We ended up with more photos of me patting the overly enthused dogs.

This pattern was pretty easy to cut out to make the stripes match which was unexpected, as long as you think long and hard about the seams lines, instead of the pattern lines you should be able to match up the stripes with a bit of thinking prior to cutting.


AS this knit was much stretchier than my first Renfrew (an interlock knit),  strangely enough it was loose.  Fancy that.  I lengthened the torso of the pattern by an inch, which wasn’t necessary in this fabric as lacks the recovery to ride up at all.  The lengthening just makes it look loose around the torso.  The other (now obvious) but disappointing thing was the cowl neck which drapes beautifully in a firm knit is droopy in this fabric.  In saying all the above, this renfrew is still completely wearable and gets quite the workout in my wardrobe rotation.

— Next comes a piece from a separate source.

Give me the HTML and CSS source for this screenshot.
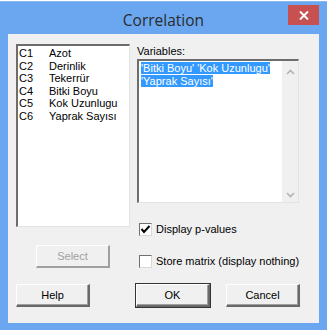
FILE: index.html
```html
<!DOCTYPE html>
<html lang="en">
<head>
  <meta charset="UTF-8" />
  <title>Correlation</title>
  <link rel="stylesheet" href="styles.css">
</head>
<body>
  <div class="window">
    <div class="titlebar">
      <span class="title">Correlation</span>
      <div class="close">
        <svg width="10" height="9" viewBox="0 0 10 9"><path d="M1 0.5 L9 8.5 M9 0.5 L1 8.5" stroke="#fff" stroke-width="2"/></svg>
      </div>
    </div>
    <div class="client">
      <div class="main">
        <div class="left">
          <div class="listbox">
            <div class="row"><span class="col">C1</span>Azot</div>
            <div class="row"><span class="col">C2</span>Derinlik</div>
            <div class="row"><span class="col">C3</span>Tekerrür</div>
            <div class="row"><span class="col">C4</span>Bitki Boyu</div>
            <div class="row"><span class="col">C5</span>Kok Uzunlugu</div>
            <div class="row"><span class="col">C6</span>Yaprak Sayısı</div>
          </div>
          <button class="btn select" disabled>Select</button>
        </div>
        <div class="right">
          <div class="caption">Variables:</div>
          <div class="varbox">
            <div class="vartext">
              <span class="sel">'Bitki Boyu' 'Kok Uzunlugu' </span><br>
              <span class="sel">'Yaprak Sayısı'</span>
            </div>
            <div class="scroll">
              <svg width="9" height="6" viewBox="0 0 9 6"><path d="M1 5 L4.5 1.5 L8 5" fill="none" stroke="#b4b4b4" stroke-width="1.6"/></svg>
              <svg width="9" height="6" viewBox="0 0 9 6"><path d="M1 1 L4.5 4.5 L8 1" fill="none" stroke="#b4b4b4" stroke-width="1.6"/></svg>
            </div>
          </div>
          <label class="check first">
            <span class="box">
              <svg width="11" height="11" viewBox="0 0 11 11"><path d="M1.5 5 L4 8 L9.5 2" fill="none" stroke="#000" stroke-width="2"/></svg>
            </span>
            Display p-values
          </label>
          <label class="check">
            <span class="box"></span>
            Store matrix (display nothing)
          </label>
        </div>
      </div>
      <div class="buttons">
        <button class="btn">Help</button>
        <div class="spacer"></div>
        <button class="btn default">OK</button>
        <button class="btn cancel">Cancel</button>
      </div>
    </div>
  </div>
</body>
</html>
```
FILE: styles.css
```css
html, body { margin: 0; padding: 0; }
body { width: 327px; height: 330px; background: #fff; font-family: "Liberation Sans", Arial, sans-serif; font-size: 11px; color: #000; overflow: hidden; }
.window { box-sizing: border-box; width: 327px; height: 330px; margin-top: 1px; background: #6aa7f0; border-top: 1px solid #8ab8f2; padding: 0 8px 8px 8px; display: flex; flex-direction: column; }
.titlebar { height: 32px; flex: none; position: relative; display: flex; align-items: center; justify-content: center; }
.title { font-family: "Open Sans", "Noto Sans", sans-serif; font-size: 15.5px; color: #2b2b2b; margin-top: 4px; }
.close { position: absolute; right: 0; top: 3px; width: 31px; height: 20px; background: #c75050; display: flex; align-items: center; justify-content: center; }
.client { flex: 1; background: #f0f0f0; padding: 10px 18px 0 8px; display: flex; flex-direction: column; }
.main { display: flex; gap: 7px; }
.left { width: 114px; display: flex; flex-direction: column; align-items: center; }
.listbox { box-sizing: border-box; width: 114px; height: 183px; background: #fff; border-style: solid; border-width: 2px 1px 1px 2px; border-color: #6d6d6d #e3e3e3 #e3e3e3 #6d6d6d; padding: 1px 0 0 1px; }
.row { height: 12.5px; line-height: 12px; white-space: nowrap; }
.col { display: inline-block; width: 30px; }
.btn { box-sizing: border-box; width: 74px; height: 23px; background: #f0f0f0; font-family: "Liberation Sans", Arial, sans-serif; font-size: 11px; color: #000; border-style: solid; border-width: 1px 2px 2px 1px; border-color: #ffffff #696969 #696969 #ffffff; padding: 0; box-shadow: inset -1px -1px #a0a0a0; }
.select { margin-top: 18px; color: #a0a0a0; border-color: #ffffff #a0a0a0 #a0a0a0 #ffffff; box-shadow: none; }
.right { width: 162px; display: flex; flex-direction: column; }
.caption { height: 15px; line-height: 14px; }
.varbox { box-sizing: border-box; height: 144px; background: #fff; border-style: solid; border-width: 2px 1px 1px 2px; border-color: #6d6d6d #e3e3e3 #e3e3e3 #6d6d6d; display: flex; }
.vartext { flex: 1; padding: 1px 0 0 2px; line-height: 13px; }
.sel { background: #3399ff; color: #fff; }
.scroll { width: 16px; background: #f0f0f0; display: flex; flex-direction: column; justify-content: space-between; align-items: center; padding: 8px 0 4px; }
.check { display: flex; align-items: center; gap: 4px; height: 14px; margin-top: 18px; white-space: nowrap; }
.check.first { margin-top: 19px; }
.box { box-sizing: border-box; width: 13px; height: 13px; margin-left: 2px; background: #fff; border-style: solid; border-width: 1px; border-color: #707070 #d8d8d8 #d8d8d8 #707070; display: flex; align-items: center; justify-content: center; flex: none; }
.buttons { display: flex; margin-top: 16px; }
.spacer { width: 46px; }
.default { outline: 1px solid #333; }
.cancel { margin-left: 16px; }
```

This was a pretty cheap cut, $7 a metre from Darn Cheap fabrics in Heidelberg, and it may pill.  So far it’s gone through the wash a couple of times and it’s still ok, but the large vertical stripes look faintly fluffy.  I won’t be too upset if it has a short life span, as the fit and collar could have been a little better.

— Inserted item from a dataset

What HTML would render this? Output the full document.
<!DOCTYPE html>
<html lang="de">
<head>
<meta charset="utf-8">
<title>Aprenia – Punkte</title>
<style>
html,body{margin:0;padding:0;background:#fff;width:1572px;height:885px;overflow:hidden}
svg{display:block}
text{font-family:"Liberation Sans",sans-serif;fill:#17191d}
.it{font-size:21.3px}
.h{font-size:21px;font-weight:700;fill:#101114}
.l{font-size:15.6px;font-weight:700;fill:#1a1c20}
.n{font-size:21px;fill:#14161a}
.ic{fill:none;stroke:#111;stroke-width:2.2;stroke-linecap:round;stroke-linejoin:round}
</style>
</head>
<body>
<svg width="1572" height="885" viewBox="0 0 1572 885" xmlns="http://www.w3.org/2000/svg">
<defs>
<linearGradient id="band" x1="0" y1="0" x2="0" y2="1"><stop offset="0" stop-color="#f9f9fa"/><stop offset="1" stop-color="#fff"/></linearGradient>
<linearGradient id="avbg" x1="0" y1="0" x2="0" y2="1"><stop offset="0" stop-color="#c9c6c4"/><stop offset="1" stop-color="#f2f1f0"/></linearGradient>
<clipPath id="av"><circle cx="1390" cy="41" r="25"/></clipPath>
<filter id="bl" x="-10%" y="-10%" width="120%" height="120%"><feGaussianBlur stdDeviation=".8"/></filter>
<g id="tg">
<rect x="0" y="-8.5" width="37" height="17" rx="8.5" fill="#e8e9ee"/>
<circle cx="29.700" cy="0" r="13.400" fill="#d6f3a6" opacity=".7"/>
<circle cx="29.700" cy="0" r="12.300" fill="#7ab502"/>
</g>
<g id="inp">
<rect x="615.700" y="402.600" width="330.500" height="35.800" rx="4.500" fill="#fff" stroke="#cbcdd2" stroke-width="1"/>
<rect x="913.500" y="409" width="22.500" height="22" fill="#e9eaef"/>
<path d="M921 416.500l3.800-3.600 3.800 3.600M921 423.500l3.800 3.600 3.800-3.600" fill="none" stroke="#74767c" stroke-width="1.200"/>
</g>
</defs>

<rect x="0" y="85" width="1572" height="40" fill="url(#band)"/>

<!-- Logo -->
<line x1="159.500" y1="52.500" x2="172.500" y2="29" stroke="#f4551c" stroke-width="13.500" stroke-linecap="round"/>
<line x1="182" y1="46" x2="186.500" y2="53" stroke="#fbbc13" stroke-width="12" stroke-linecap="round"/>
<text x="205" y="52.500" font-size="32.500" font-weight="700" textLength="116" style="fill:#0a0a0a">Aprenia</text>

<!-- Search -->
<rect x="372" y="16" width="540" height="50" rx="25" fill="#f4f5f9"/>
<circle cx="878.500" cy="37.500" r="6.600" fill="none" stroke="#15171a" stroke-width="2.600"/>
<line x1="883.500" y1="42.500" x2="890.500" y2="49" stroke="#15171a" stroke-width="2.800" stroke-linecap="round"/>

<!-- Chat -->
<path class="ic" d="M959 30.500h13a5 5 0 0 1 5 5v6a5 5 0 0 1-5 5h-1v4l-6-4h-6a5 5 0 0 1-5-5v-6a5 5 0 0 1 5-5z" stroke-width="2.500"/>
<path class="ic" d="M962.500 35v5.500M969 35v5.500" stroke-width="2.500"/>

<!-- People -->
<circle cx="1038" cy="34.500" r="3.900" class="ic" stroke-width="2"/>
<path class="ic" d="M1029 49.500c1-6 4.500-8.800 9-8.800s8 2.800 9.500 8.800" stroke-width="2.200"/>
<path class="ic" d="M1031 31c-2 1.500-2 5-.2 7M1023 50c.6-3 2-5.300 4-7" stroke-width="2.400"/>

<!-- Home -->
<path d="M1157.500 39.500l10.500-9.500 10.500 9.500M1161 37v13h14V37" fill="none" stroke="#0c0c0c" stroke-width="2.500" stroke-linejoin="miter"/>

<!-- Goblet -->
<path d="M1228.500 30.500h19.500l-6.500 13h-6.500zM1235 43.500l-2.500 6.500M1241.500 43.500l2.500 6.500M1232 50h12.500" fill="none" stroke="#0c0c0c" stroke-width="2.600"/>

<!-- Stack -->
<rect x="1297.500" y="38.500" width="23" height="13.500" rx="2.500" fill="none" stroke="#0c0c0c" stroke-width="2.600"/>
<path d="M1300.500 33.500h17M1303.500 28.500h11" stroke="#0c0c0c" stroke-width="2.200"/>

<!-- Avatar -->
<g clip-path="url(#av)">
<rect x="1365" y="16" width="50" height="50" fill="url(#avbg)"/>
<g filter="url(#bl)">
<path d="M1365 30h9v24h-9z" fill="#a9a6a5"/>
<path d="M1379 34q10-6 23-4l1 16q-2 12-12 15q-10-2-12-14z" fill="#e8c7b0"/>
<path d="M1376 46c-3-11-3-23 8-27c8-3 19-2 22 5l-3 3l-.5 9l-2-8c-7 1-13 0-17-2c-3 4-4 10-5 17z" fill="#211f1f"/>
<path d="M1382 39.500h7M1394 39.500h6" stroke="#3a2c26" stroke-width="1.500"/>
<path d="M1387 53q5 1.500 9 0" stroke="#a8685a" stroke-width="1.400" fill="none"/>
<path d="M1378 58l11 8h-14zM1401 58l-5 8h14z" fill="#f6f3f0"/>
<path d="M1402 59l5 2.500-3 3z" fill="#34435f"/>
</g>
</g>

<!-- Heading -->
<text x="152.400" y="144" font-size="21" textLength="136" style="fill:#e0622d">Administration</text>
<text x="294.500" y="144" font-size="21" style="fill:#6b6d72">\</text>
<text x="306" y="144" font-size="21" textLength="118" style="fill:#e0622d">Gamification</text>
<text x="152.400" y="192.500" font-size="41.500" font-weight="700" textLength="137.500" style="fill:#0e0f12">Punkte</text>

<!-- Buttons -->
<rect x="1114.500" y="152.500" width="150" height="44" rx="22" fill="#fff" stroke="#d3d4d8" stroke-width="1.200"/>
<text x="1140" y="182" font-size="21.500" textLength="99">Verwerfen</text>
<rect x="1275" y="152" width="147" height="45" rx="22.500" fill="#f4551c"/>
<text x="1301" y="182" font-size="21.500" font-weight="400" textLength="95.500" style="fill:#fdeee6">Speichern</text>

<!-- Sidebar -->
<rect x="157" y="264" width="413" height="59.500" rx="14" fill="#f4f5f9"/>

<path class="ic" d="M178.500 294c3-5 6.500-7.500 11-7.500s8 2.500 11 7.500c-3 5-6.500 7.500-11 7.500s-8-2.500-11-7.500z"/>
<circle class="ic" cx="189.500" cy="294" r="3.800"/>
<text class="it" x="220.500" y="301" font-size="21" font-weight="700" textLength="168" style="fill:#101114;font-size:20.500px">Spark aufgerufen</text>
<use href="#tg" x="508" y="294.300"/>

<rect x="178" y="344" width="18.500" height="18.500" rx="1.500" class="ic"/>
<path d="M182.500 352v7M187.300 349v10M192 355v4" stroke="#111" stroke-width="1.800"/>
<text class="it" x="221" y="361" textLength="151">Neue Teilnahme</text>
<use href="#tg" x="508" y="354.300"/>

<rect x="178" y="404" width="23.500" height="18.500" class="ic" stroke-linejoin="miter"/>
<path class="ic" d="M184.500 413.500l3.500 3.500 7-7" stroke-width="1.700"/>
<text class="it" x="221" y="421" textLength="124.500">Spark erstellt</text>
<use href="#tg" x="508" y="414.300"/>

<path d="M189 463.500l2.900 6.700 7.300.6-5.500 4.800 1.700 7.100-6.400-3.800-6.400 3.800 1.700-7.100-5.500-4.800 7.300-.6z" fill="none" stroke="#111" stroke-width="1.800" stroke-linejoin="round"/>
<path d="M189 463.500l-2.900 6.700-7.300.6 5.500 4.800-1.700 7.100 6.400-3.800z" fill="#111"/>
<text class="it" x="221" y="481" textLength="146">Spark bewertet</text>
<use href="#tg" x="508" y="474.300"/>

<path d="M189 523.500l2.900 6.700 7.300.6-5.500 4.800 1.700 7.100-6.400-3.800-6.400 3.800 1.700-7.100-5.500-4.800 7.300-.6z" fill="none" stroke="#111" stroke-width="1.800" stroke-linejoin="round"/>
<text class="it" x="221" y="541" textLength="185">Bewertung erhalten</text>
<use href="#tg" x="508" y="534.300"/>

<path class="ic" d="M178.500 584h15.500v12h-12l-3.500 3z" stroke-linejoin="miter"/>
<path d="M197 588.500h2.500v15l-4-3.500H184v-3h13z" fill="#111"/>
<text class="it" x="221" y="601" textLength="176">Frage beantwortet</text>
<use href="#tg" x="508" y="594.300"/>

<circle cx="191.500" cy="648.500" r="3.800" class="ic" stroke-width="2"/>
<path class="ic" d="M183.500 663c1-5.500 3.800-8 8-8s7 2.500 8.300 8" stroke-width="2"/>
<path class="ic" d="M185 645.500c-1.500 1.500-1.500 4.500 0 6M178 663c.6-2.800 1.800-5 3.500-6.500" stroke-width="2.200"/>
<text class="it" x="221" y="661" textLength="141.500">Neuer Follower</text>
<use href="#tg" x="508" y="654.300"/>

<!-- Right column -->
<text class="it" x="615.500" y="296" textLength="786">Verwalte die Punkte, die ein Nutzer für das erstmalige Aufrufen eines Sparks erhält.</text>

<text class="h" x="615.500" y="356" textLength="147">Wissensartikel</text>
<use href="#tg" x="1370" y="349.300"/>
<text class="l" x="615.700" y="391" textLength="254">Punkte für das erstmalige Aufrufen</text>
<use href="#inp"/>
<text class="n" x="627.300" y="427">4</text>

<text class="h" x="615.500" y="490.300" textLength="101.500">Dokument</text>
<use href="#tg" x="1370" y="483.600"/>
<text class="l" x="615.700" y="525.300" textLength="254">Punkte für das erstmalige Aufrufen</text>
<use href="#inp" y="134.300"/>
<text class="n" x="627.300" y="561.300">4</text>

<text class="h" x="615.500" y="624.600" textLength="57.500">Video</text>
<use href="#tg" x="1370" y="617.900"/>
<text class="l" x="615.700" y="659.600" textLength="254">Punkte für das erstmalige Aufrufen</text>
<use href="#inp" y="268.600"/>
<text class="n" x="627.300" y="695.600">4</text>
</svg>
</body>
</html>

To sew this, I used my normal singer sewing machine with a zig zag stitch medium stitch width and about 1.5 stitch length from memory.  The other adjustments was the use of a ball point needle and adjusting my presserfoot to 0 pressure.  Sewed like a dream!   To match the stripes I cut the corner of the front at the same point as the corner of the back (where the seams would match under the arm).  Really, once the grainline of the pattern pieces were straight, I checked the stripes of all the pieces to make sure the sleeves were sitting on the same ‘part’ of the pattern.  It’s hard to explain, but if you get a cheap stripy material with a changing patttern it’s easier to work it out looking at the fabric and the pattern pieces as you go.

Future lessons

I will use stretchy knits like this for a Renfrew again, but I’ll cut a much smaller size in the sleeves and from the bust down and make the round neck version.  My tip, if you are using a stretchier knit cut at least one size down.

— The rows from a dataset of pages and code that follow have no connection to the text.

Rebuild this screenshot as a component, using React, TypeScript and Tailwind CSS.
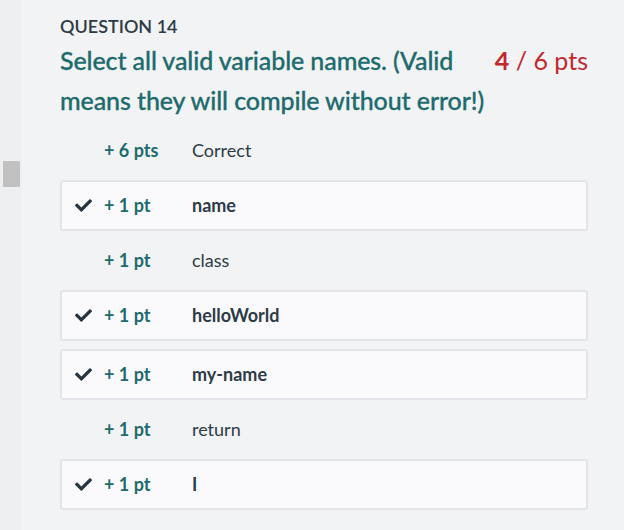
import { FaCheck } from 'react-icons/fa';

type Answer = {
  pts: string;
  text: string;
  picked: boolean;
};

const answers: Answer[] = [
  { pts: '+ 6 pts', text: 'Correct', picked: false },
  { pts: '+ 1 pt', text: 'name', picked: true },
  { pts: '+ 1 pt', text: 'class', picked: false },
  { pts: '+ 1 pt', text: 'helloWorld', picked: true },
  { pts: '+ 1 pt', text: 'my-name', picked: true },
  { pts: '+ 1 pt', text: 'return', picked: false },
  { pts: '+ 1 pt', text: 'I', picked: true },
];

const AnswerRow = ({ a }: { a: Answer }) => (
  <div
    className={
      a.picked
        ? 'flex h-[51px] items-center rounded-[3px] border-2 border-[#e2e4ea] bg-[#fafafc] pl-[13px]'
        : 'flex h-[43px] items-center pl-[15px]'
    }
  >
    <div className="w-[29px]">{a.picked && <FaCheck className="h-[17px] w-[17px] text-[#263540]" />}</div>
    <div className="w-[88px] text-[18px] font-bold text-[#1d6b6d]">{a.pts}</div>
    <div className={a.picked ? 'text-[18px] font-bold text-[#2d3b45]' : 'text-[18px] text-[#2d3b45]'}>
      {a.text}
    </div>
  </div>
);

export default function App() {
  return (
    <div className="flex h-[530px] w-[624px] bg-[#f2f3f5] font-['Lato',sans-serif]">
      <div className="relative w-[22px] shrink-0 bg-[#eeeff1]">
        <div className="absolute left-[3px] top-[161px] h-[26px] w-[17px] bg-[#c1c1c1]" />
      </div>
      <div className="flex-1 pl-[38px] pr-[36px] pt-[14px]">
        <div className="text-[18px] font-semibold leading-[24px] text-[#2d3b45]">QUESTION 14</div>
        <div className="flex items-start">
          <div className="mt-[2px] min-w-0 flex-1 text-[25px] font-medium leading-[40px] tracking-[-0.1px] text-[#1d6b6d] [-webkit-text-stroke:0.3px_#1d6b6d]">
            Select all valid variable names. (Valid means they will compile without error!)
          </div>
          <div className="ml-[4px] mt-[2px] shrink-0 whitespace-nowrap text-[25px] leading-[40px] text-[#c1272d]">
            <span className="font-bold">4</span> / 6 pts
          </div>
        </div>
        <div className="mt-[9px] flex flex-col gap-[8px]">
          {answers.map((a, i) => (
            <AnswerRow key={i} a={a} />
          ))}
        </div>
      </div>
    </div>
  );
}
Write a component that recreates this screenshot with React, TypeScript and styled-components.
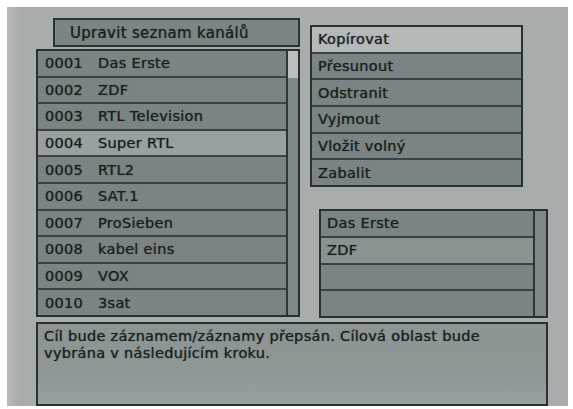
import React from "react";
import styled, { createGlobalStyle } from "styled-components";

const Global = createGlobalStyle`
  html, body { margin: 0; padding: 0; background: #ffffff; }
  body { font-family: "DejaVu Sans", "Liberation Sans", sans-serif; }
  * { box-sizing: border-box; }
`;

const Screen = styled.div`
  margin: 7px 0 0 7px;
  width: 561px;
  height: 399px;
  background: linear-gradient(90deg, #b9bdbd 0px, #aeb2b2 6px, #a8acac 14px, #a8acac 100%);
  padding: 11px 0 0 29px;
  display: flex;
  flex-direction: column;
  color: #1a1f1f;
  font-size: 14.5px;
  letter-spacing: 0.3px;
  text-shadow: 0 0 1px rgba(20, 26, 26, 0.7);
`;

const Top = styled.div`
  display: flex;
  gap: 10px;
`;

const LeftCol = styled.div`
  width: 264px;
  display: flex;
  flex-direction: column;
  gap: 2px;
`;

const Title = styled.div`
  margin-left: 17px;
  height: 29px;
  border: 2px solid #2c3232;
  background: #7c8585;
  display: flex;
  align-items: center;
  padding-left: 15px;
  font-size: 15px;
`;

const ListFrame = styled.div`
  height: 268px;
  border: 2px solid #2a3030;
  display: flex;
  background: #7c8585;
`;

const Rows = styled.div`
  flex: 1;
  display: flex;
  flex-direction: column;
  border-right: 2px solid #2f3535;
`;

const Row = styled.div<{ $hl?: boolean; $last?: boolean }>`
  flex: 1;
  display: flex;
  align-items: center;
  padding-left: 7px;
  background: ${(p) => (p.$hl ? "#99a0a2" : "#7b8484")};
  border-bottom: ${(p) => (p.$last ? "none" : "2px solid #3a4242")};
  white-space: nowrap;
`;

const Num = styled.span`
  width: 53px;
  flex: none;
`;

const Track = styled.div`
  width: 10px;
  background: #7f8888;
  display: flex;
  flex-direction: column;
`;

const Thumb = styled.div`
  height: 27px;
  background: #b9bebe;
`;

const RightCol = styled.div`
  padding-top: 7px;
  display: flex;
  flex-direction: column;
`;

const Menu = styled.div`
  width: 213px;
  height: 162px;
  border: 2px solid #2a3030;
  display: flex;
  flex-direction: column;
`;

const MenuItem = styled.div<{ $hl?: boolean; $last?: boolean }>`
  flex: 1;
  display: flex;
  align-items: center;
  padding-left: 6px;
  background: ${(p) => (p.$hl ? "#b5b9ba" : "#7b8484")};
  border-bottom: ${(p) => (p.$last ? "none" : "2px solid #3a4242")};
`;

const TargetBox = styled.div`
  margin: 22px 0 0 9px;
  width: 229px;
  height: 109px;
  border: 2px solid #2a3030;
  display: flex;
  background: #7c8585;
`;

const TargetRows = styled.div`
  flex: 1;
  display: flex;
  flex-direction: column;
  border-right: 2px solid #2f3535;
`;

const TargetRow = styled.div<{ $hl?: boolean; $last?: boolean }>`
  flex: 1;
  display: flex;
  align-items: center;
  padding-left: 6px;
  background: ${(p) => (p.$hl ? "#8b9292" : "#7b8484")};
  border-bottom: ${(p) => (p.$last ? "none" : "2px solid #3a4242")};
`;

const TargetTrack = styled.div`
  width: 11px;
  background: #7f8888;
`;

const Message = styled.div`
  margin-top: 4px;
  width: 512px;
  height: 84px;
  border: 2px solid #2a3030;
  background: linear-gradient(180deg, #8c9494 0%, #8e9696 60%, #98a0a1 100%);
  padding: 4px 6px;
  line-height: 17px;
`;

const channels = [
  ["0001", "Das Erste"],
  ["0002", "ZDF"],
  ["0003", "RTL Television"],
  ["0004", "Super RTL"],
  ["0005", "RTL2"],
  ["0006", "SAT.1"],
  ["0007", "ProSieben"],
  ["0008", "kabel eins"],
  ["0009", "VOX"],
  ["0010", "3sat"],
];

const menu = ["Kopírovat", "Přesunout", "Odstranit", "Vyjmout", "Vložit volný", "Zabalit"];
const targets = ["Das Erste", "ZDF", "", ""];

export default function App() {
  return (
    <>
      <Global />
      <Screen>
        <Top>
          <LeftCol>
            <Title>Upravit seznam kanálů</Title>
            <ListFrame>
              <Rows>
                {channels.map(([n, name], i) => (
                  <Row key={n} $hl={i === 3} $last={i === channels.length - 1}>
                    <Num>{n}</Num>
                    {name}
                  </Row>
                ))}
              </Rows>
              <Track>
                <Thumb />
              </Track>
            </ListFrame>
          </LeftCol>
          <RightCol>
            <Menu>
              {menu.map((m, i) => (
                <MenuItem key={m} $hl={i === 0} $last={i === menu.length - 1}>
                  {m}
                </MenuItem>
              ))}
            </Menu>
            <TargetBox>
              <TargetRows>
                {targets.map((t, i) => (
                  <TargetRow key={i} $hl={i === 1} $last={i === targets.length - 1}>
                    {t}
                  </TargetRow>
                ))}
              </TargetRows>
              <TargetTrack />
            </TargetBox>
          </RightCol>
        </Top>
        <Message>
          Cíl bude záznamem/záznamy přepsán. Cílová oblast bude vybrána v následujícím kroku.
        </Message>
      </Screen>
    </>
  );
}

So what makes this a case of Renfrew-itis?

How about the four Renfrews here?  Two are cut out (the purple and the stripes) and the black is laid out for cutting, and the blue earmarked for another!  I might divert it and make something else however, 6 Renfrews might be a little excessive?
I’m cutting all my knits in one go before borrowing my mothers serger, so I’ve been listening to the Stuff you missed in History podcast while laying out all this fabric.  Learning and sewing, it’s a beautiful thing.  My local library lets users borrow audio books straight to your Iphones so I’ve even been listening to some fiction.  Brilliant!